Title: Re: The art is dead. Long live the art.
Post by: Suu on April 25, 2011, 04:55:53 PM
If my art doesn't make at least my hands dirty, then it's not art.
Title: Re: The art is dead. Long live the art.
Post by: The Good Reverend Roger on April 25, 2011, 04:56:48 PM
Quote from: Luna on April 25, 2011, 03:44:53 PM
Comments were made (audible to those at the tables, if they were paying ANY attention at all) that, "wow, didn't we just see this stuff over on the last aisle?"

"Anime."
Title: Re: The art is dead. Long live the art.
Post by: Suu on April 25, 2011, 05:07:34 PM
Quote from: The Good Reverend Roger on April 25, 2011, 04:56:48 PM
Quote from: Luna on April 25, 2011, 03:44:53 PM
Comments were made (audible to those at the tables, if they were paying ANY attention at all) that, "wow, didn't we just see this stuff over on the last aisle?"

"Anime."

If I'm not an anime artist, then what am I?
Title: Re: The art is dead. Long live the art.
Post by: Don Coyote on April 25, 2011, 07:10:11 PM
Quote from: Suu the Infallible on April 25, 2011, 04:55:53 PM
If my art doesn't make at least my hands dirty, then it's not art.
if it has some form of asthetic quality that one or more people enjoy,it's probably still art, even if it is shitty art.

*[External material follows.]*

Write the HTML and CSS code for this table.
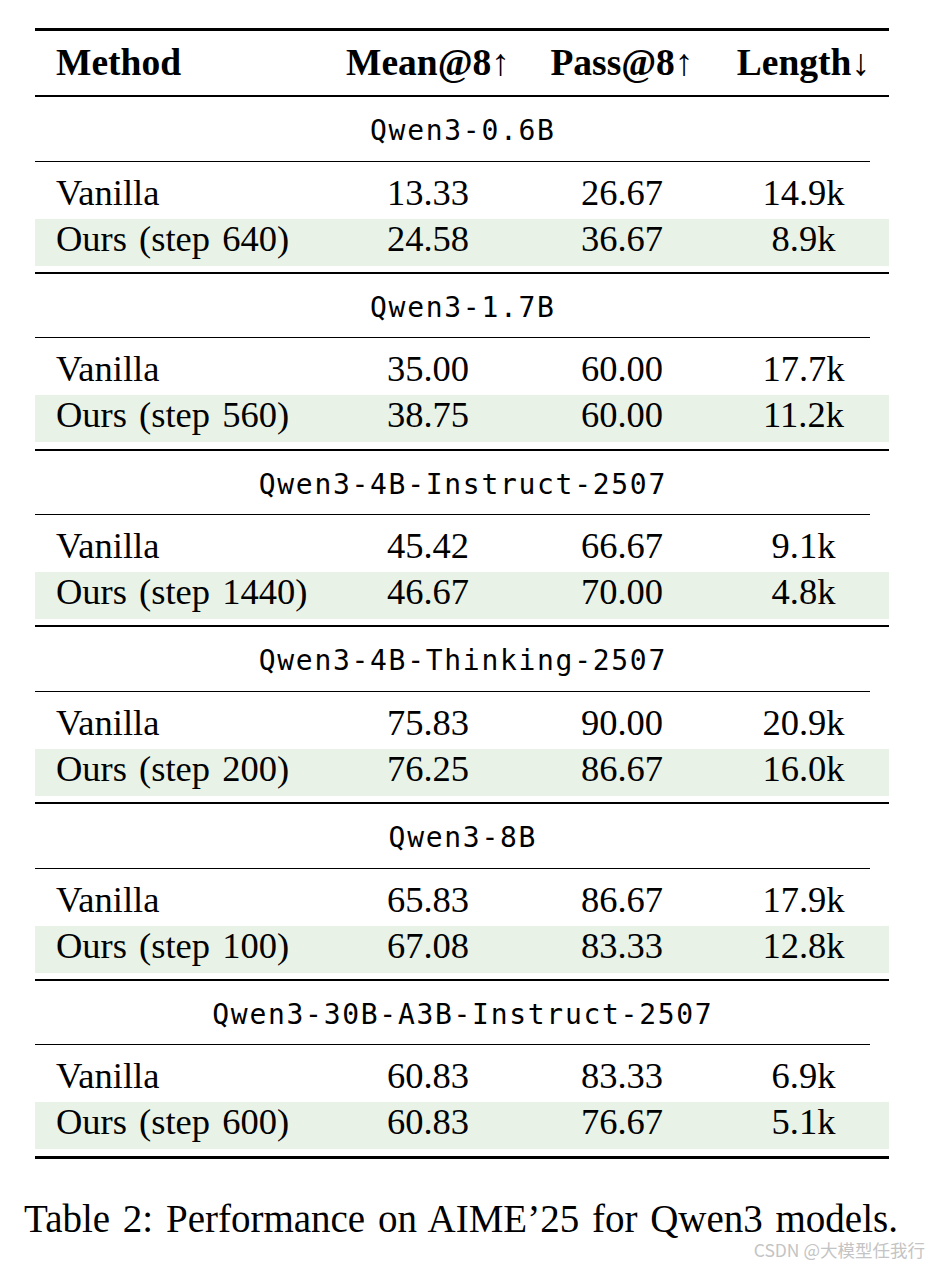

not that i don't agree with your sentiments. two of my favorite media to work with are charcoal and clay.
Title: Re: The art is dead. Long live the art.
Post by: The Good Reverend Roger on April 25, 2011, 07:11:47 PM
Quote from: Canis latrans securis on April 25, 2011, 07:10:11 PM
Quote from: Suu the Infallible on April 25, 2011, 04:55:53 PM
If my art doesn't make at least my hands dirty, then it's not art.
if it has some form of asthetic quality that one or more people enjoy,it's probably still art, even if it is shitty art.

not that i don't agree with your sentiments. two of my favorite media to work with are charcoal and clay.

We need an art detector, so we can protect our families from poker-playing dogs, bad sculpture, and manga.